### THE REQUEST
Note each line where "this" appears, and copy it.

********

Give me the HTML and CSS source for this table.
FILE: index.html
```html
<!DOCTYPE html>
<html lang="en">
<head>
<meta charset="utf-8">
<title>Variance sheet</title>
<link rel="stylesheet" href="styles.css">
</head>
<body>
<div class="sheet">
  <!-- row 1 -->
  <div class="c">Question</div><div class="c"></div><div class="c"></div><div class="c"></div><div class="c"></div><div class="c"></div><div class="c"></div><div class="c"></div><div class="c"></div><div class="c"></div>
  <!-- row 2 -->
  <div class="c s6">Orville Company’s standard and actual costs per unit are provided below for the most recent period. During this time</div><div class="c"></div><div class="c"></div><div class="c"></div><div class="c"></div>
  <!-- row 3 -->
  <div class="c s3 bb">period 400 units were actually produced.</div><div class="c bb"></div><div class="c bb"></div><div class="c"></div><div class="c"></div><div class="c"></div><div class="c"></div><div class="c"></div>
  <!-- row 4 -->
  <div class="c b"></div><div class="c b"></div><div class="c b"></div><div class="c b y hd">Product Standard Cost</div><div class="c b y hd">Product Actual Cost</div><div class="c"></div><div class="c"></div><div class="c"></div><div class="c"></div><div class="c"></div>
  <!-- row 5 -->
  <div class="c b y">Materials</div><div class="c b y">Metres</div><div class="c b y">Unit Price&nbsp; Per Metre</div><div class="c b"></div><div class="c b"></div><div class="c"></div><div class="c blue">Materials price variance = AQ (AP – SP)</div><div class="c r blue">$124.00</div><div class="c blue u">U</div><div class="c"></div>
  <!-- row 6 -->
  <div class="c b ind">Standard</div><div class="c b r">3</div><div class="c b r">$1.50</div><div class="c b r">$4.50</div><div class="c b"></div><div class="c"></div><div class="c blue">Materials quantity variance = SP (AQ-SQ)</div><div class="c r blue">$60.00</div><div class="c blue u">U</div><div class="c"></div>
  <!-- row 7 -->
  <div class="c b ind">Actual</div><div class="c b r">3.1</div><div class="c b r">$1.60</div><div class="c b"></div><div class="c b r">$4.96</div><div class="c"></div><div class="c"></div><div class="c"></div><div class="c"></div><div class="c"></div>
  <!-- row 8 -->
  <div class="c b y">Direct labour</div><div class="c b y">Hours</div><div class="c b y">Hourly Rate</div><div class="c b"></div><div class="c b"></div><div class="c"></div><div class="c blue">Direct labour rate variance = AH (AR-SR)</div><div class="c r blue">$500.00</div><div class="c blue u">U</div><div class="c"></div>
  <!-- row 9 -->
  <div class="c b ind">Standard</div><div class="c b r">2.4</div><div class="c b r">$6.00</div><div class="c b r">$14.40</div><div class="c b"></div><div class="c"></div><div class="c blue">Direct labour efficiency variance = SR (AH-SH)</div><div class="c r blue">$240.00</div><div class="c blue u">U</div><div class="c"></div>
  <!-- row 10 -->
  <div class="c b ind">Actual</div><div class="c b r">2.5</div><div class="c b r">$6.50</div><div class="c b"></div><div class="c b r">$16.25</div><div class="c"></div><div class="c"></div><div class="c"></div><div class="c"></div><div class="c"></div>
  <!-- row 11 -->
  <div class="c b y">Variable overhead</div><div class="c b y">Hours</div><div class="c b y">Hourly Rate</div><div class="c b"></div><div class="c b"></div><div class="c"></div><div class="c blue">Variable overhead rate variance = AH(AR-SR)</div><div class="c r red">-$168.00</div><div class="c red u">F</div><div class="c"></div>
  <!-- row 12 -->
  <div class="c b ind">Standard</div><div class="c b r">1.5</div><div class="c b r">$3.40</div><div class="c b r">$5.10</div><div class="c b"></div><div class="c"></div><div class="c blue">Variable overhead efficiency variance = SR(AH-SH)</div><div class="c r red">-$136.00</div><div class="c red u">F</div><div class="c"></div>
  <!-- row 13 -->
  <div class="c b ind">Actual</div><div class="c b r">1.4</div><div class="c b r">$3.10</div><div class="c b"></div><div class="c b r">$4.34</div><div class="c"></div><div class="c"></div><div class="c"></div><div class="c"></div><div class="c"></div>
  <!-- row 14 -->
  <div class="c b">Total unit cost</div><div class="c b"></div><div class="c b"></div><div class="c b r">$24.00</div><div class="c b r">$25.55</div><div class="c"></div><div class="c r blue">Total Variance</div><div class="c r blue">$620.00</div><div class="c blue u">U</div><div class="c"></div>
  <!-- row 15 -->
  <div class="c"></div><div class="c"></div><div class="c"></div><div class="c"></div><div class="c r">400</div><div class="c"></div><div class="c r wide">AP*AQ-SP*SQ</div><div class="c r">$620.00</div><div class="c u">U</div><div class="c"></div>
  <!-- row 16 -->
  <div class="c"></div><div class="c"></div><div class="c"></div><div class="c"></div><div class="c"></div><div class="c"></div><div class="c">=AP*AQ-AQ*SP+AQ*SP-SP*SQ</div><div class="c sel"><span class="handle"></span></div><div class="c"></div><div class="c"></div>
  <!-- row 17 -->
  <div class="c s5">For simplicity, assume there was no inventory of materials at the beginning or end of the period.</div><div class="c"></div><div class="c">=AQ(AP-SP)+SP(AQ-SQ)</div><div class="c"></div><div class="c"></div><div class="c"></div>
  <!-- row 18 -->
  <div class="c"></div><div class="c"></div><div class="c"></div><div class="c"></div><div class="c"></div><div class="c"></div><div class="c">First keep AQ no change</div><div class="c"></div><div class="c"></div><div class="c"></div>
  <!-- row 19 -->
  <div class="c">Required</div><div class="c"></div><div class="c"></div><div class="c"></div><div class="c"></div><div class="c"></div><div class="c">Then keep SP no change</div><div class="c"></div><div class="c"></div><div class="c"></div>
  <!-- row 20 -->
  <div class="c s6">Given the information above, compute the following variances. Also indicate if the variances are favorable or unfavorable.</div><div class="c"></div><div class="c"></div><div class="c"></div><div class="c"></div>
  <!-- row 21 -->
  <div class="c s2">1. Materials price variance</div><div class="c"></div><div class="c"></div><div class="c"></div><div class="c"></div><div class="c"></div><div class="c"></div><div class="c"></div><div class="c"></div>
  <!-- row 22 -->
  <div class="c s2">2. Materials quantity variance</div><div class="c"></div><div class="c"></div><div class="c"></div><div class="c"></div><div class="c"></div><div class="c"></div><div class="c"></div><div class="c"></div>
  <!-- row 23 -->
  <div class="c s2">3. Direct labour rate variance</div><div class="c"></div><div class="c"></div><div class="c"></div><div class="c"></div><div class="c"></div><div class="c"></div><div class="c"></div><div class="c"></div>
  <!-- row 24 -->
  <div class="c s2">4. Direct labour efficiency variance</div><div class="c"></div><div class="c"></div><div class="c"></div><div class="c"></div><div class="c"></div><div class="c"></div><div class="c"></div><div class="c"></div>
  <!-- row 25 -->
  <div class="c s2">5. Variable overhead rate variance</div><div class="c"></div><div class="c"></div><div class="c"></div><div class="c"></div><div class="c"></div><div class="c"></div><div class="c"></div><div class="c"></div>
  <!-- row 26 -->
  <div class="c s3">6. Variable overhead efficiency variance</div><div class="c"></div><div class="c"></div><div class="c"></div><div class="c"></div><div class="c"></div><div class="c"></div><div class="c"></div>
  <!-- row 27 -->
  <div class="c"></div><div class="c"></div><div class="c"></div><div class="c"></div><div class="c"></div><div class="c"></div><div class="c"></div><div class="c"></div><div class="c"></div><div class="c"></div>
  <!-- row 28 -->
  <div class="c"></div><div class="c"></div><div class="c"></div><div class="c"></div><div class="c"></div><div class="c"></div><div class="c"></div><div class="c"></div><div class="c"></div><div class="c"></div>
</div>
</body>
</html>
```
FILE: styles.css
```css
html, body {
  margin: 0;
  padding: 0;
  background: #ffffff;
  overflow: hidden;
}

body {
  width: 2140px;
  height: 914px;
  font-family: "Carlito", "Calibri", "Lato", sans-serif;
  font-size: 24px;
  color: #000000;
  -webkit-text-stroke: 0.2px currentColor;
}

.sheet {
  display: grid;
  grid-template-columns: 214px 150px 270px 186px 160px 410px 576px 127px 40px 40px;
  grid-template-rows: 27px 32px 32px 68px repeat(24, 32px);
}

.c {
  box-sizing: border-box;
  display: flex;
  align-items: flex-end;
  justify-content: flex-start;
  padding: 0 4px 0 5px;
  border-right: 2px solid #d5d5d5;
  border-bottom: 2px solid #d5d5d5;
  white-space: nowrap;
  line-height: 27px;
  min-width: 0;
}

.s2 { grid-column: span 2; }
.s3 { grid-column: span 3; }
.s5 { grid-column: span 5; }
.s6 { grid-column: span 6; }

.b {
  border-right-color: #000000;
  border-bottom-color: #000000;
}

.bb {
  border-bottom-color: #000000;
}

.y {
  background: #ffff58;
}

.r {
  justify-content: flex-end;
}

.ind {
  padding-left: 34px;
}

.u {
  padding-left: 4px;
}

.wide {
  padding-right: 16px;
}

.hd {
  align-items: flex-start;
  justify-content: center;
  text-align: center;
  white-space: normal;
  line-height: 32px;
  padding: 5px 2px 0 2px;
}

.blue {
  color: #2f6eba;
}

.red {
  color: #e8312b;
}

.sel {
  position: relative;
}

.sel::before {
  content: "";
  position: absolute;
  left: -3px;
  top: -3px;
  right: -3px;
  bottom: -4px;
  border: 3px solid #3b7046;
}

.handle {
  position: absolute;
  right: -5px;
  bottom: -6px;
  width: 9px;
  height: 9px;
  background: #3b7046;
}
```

********

### ANSWER IN FULL
Give me the HTML and CSS source for this table.
  <div class="c s6">Orville Company’s standard and actual costs per unit are provided below for the most recent period. During this time</div><div class="c"></div><div class="c"></div><div class="c"></div><div class="c"></div>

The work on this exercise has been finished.